The simplest way to stay safe is to compare your year-to-date withholding against your projected annual liability at least twice a year. If you’re behind pace, submit a revised withholding certificate requesting additional withholding per paycheck. Catching a shortfall in July gives you six months of paychecks to spread the difference across. Catching it in November leaves you scrambling.

Claiming Exempt Status

In limited circumstances, you can claim complete exemption from state income tax withholding. The rules vary by state, but generally you must have had zero state tax liability in the prior year and expect zero liability in the current year. Some states add requirements like your employment being part-time or intermittent, or that you also claimed federal withholding exemption.

Exemption claims typically expire at the end of the calendar year, meaning you need to refile each January if you still qualify. If your circumstances change mid-year and you expect to owe state tax, you’re responsible for submitting a new certificate promptly. Employers in some states are required to notify the state revenue agency when an employee claims exempt status, so this isn’t something that flies under the radar.

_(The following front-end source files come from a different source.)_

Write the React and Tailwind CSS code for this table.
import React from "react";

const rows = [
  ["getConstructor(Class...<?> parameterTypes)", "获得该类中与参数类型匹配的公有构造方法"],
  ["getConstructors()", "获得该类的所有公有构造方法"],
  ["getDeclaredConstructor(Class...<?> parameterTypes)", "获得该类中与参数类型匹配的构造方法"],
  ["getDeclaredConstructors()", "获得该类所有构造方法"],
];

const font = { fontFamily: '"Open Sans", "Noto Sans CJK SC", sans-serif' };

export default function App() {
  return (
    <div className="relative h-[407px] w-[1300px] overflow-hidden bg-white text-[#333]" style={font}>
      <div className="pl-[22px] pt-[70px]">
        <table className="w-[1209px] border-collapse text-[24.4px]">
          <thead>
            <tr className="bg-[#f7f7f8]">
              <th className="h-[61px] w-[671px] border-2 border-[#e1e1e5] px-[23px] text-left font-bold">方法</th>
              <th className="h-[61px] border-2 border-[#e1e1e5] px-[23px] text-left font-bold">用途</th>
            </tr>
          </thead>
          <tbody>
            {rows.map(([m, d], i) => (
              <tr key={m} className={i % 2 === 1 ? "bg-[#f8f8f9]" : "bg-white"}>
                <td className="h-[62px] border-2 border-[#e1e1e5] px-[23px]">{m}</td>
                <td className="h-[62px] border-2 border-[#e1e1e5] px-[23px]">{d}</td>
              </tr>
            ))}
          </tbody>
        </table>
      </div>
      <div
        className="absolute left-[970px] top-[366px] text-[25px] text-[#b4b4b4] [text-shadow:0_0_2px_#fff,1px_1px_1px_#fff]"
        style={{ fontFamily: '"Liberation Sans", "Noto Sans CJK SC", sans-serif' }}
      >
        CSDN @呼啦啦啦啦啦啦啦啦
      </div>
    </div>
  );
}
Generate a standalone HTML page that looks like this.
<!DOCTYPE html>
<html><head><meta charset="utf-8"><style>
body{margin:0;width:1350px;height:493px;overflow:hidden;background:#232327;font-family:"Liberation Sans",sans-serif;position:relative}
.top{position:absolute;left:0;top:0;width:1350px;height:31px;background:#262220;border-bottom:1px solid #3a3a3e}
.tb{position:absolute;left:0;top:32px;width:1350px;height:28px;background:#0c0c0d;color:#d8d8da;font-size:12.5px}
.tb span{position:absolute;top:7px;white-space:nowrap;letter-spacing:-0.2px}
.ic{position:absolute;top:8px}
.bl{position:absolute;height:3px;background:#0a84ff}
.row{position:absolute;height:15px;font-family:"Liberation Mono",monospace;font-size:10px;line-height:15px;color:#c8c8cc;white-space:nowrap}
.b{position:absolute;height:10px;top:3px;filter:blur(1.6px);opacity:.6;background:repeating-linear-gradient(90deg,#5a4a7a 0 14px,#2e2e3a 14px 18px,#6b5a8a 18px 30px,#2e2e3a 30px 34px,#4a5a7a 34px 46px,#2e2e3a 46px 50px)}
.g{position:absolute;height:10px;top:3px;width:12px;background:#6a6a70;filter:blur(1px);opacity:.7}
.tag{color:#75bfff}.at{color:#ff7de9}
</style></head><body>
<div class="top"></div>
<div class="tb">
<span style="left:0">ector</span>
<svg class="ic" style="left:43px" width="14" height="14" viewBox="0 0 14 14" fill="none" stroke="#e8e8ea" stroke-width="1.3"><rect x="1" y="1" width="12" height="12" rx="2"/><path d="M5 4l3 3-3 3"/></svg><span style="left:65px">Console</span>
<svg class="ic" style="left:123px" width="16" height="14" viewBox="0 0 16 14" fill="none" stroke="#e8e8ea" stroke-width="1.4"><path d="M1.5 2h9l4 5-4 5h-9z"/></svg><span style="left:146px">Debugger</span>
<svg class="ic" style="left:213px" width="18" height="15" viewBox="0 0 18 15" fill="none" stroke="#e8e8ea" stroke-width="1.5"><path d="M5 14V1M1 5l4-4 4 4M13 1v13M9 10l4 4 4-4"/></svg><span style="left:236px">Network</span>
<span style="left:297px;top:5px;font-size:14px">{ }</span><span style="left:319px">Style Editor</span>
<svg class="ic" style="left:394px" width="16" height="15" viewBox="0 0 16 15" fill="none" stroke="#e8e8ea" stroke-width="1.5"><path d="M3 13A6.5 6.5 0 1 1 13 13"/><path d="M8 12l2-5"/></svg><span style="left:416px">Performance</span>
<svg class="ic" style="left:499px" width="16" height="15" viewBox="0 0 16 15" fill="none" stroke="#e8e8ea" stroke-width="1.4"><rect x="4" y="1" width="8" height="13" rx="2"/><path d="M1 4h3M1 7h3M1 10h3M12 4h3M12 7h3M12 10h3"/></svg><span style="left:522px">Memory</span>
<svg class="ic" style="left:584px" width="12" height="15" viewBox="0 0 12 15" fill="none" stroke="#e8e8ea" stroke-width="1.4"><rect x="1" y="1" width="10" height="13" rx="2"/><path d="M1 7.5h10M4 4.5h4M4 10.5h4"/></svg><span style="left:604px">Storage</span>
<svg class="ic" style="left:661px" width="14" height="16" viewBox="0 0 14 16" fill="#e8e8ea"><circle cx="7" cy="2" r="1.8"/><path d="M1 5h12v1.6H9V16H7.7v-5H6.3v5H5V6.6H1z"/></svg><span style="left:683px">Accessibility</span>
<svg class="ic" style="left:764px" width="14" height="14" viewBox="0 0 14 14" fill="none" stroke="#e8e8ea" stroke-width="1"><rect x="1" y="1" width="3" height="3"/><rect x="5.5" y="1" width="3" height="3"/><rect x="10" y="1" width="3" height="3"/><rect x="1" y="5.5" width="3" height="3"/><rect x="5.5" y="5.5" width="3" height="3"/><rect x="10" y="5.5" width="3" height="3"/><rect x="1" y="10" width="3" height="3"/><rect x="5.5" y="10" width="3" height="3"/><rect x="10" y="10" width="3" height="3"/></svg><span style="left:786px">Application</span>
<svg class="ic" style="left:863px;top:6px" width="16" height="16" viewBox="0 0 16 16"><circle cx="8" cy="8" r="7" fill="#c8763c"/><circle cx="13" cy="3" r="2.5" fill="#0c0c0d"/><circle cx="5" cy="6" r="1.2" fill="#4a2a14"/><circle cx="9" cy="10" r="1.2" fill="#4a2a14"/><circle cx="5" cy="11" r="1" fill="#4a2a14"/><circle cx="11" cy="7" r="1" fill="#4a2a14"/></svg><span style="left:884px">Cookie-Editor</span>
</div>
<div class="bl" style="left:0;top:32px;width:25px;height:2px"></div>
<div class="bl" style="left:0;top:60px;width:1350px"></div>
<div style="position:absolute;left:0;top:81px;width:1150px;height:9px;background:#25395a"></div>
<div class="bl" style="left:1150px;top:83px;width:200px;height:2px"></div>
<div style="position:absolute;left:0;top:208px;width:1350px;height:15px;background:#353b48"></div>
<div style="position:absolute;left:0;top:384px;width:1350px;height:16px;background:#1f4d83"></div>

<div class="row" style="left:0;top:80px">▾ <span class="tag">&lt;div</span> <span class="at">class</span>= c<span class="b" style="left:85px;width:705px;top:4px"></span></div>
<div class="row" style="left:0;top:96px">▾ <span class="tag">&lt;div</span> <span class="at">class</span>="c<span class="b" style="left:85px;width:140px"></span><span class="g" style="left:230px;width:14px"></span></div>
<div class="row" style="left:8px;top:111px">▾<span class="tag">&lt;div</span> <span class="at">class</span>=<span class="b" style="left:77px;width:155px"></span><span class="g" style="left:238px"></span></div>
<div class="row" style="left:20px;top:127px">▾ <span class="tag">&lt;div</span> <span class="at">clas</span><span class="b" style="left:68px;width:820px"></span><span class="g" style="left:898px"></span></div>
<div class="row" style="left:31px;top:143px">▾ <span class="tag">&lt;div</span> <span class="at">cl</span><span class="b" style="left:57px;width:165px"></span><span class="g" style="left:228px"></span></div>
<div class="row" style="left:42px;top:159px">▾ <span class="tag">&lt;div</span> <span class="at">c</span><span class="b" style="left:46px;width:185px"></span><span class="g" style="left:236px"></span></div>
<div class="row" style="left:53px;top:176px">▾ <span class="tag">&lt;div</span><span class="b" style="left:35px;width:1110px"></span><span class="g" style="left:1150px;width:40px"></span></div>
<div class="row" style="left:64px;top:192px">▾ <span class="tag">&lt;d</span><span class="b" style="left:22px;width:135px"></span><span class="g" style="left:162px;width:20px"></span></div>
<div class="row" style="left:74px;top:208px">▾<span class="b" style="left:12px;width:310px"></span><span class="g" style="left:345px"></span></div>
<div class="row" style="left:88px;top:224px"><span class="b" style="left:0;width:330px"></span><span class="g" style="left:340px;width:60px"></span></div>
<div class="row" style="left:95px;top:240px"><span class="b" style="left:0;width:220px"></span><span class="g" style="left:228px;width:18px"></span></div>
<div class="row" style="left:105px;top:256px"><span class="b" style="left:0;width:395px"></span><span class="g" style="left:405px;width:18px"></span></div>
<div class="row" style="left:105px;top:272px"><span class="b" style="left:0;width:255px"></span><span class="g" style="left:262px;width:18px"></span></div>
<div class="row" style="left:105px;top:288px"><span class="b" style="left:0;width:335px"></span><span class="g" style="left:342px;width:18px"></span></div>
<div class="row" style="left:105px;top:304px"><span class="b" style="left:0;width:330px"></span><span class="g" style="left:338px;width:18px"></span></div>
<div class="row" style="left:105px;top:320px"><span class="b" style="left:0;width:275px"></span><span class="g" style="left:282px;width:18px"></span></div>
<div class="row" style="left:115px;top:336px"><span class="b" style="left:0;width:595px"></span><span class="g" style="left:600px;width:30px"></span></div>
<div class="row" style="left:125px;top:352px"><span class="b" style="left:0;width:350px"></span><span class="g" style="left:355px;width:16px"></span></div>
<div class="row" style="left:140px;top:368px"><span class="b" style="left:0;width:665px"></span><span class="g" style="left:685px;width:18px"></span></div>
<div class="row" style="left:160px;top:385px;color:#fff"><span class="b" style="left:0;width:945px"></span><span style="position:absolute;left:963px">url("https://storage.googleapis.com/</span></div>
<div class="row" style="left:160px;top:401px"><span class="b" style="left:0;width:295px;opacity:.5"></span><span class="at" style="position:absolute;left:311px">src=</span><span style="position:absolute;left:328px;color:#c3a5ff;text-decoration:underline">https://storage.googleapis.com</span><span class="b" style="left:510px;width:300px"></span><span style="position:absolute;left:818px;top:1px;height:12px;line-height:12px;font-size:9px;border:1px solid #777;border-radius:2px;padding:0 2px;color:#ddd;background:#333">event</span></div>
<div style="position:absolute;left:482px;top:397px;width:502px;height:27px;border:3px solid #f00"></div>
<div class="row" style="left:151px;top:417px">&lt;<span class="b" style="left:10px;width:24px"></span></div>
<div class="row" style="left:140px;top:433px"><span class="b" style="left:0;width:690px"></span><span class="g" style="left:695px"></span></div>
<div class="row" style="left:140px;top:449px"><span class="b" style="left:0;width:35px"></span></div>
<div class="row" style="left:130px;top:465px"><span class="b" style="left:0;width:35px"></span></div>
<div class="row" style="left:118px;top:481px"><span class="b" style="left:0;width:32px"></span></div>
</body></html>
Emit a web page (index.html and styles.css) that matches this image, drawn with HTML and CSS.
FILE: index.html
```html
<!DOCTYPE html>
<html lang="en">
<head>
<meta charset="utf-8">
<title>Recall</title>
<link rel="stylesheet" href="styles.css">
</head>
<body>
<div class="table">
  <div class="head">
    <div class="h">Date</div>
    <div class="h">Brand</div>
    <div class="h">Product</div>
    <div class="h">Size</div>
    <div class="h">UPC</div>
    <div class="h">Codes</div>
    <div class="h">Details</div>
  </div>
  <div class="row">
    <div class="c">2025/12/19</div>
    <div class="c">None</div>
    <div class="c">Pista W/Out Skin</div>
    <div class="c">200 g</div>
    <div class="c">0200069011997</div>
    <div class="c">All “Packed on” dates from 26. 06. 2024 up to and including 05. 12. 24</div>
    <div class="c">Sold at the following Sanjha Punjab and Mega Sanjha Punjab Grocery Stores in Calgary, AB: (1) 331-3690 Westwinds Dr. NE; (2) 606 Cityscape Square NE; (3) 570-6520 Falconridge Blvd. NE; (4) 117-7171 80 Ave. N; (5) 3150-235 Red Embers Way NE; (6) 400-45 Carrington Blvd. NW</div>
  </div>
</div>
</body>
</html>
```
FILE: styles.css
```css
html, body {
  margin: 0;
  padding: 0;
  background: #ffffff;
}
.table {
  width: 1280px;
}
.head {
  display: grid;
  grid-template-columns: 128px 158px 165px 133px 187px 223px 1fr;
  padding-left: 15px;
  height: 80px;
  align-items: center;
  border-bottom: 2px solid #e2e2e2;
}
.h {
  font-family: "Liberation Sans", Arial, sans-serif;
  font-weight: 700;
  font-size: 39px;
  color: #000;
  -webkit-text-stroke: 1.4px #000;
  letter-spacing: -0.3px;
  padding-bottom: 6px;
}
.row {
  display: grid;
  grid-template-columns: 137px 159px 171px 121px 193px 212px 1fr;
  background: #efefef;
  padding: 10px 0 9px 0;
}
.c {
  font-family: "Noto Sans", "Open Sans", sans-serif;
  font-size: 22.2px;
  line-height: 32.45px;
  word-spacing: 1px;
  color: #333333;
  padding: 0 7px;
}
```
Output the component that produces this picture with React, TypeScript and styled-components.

Local Income Taxes Add Another Layer

State withholding isn’t always the end of the calculation. Several states allow cities or counties to impose their own income taxes, which means your employer may need to withhold at the local level too. This is most common in states like Ohio, Pennsylvania, Michigan, and Maryland, as well as in a few major cities outside those states. Local rates are generally lower than state rates but add up, and the withholding mechanics sometimes differ from the state process. If you work or live in a jurisdiction with a local income tax, check whether your employer is withholding for it separately.